Musharraf's failure to act against religious extremists and their madrassas is widely understood to be part of a fundamental strategy by the military regime of using political parties that embrace extreme Islamic ideology as a political base of support for the military dictatorship to ensure against the return of democratic forces seeking to reverse Musharraf's 1999 coup.
Musharraf helped the Jammat-e-Islami party, which has had ties with al-Qaeda leaders in the past, and five allied Islamic groups win state elections in October 2002 in the provinces bordering Afghanistan. After that electoral victory, officials of those parties began actively assisting the Taliban and al-Qaeda activities in the border provinces.

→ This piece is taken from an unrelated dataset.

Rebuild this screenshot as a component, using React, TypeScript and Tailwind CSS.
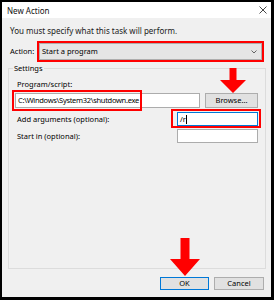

Administration officials have cited the arrest of several key al-Qaeda officials since 9/11 as evidence of Musharraf's bona fides. But New York Times correspondent James Risen shows in his book State of War that the Musharraf regime was far from fully cooperative in the U.S. effort to destroy the al-Qaeda network in Pakistan.
Risen writes that al-Qaeda operatives began to set up a new center of operations in Pakistan's South Waziristan province after fleeing from Afghanistan in early 2002, and the Pakistani military tenaciously fought to keep the U.S. forces in Afghanistan from crossing the border into Pakistan to pursue al-Qaeda operatives.
The CIA was later allowed to set up secret bases within Pakistan to try to locate bin Laden, according to Risen, but CIA personnel could only travel with Pakistani security escorts, which severely limited their ability to gather intelligence in Pakistan's northwest frontier.
The Bush administration has been protecting Musharraf's regime from the domestic U.S. consequences that would have followed any official acknowledgment of the truth, despite its awareness knowledge of Musharraf's bad faith. As the risk of political backlash at home over the issue increases, however, that policy is certain to come under severe pressure.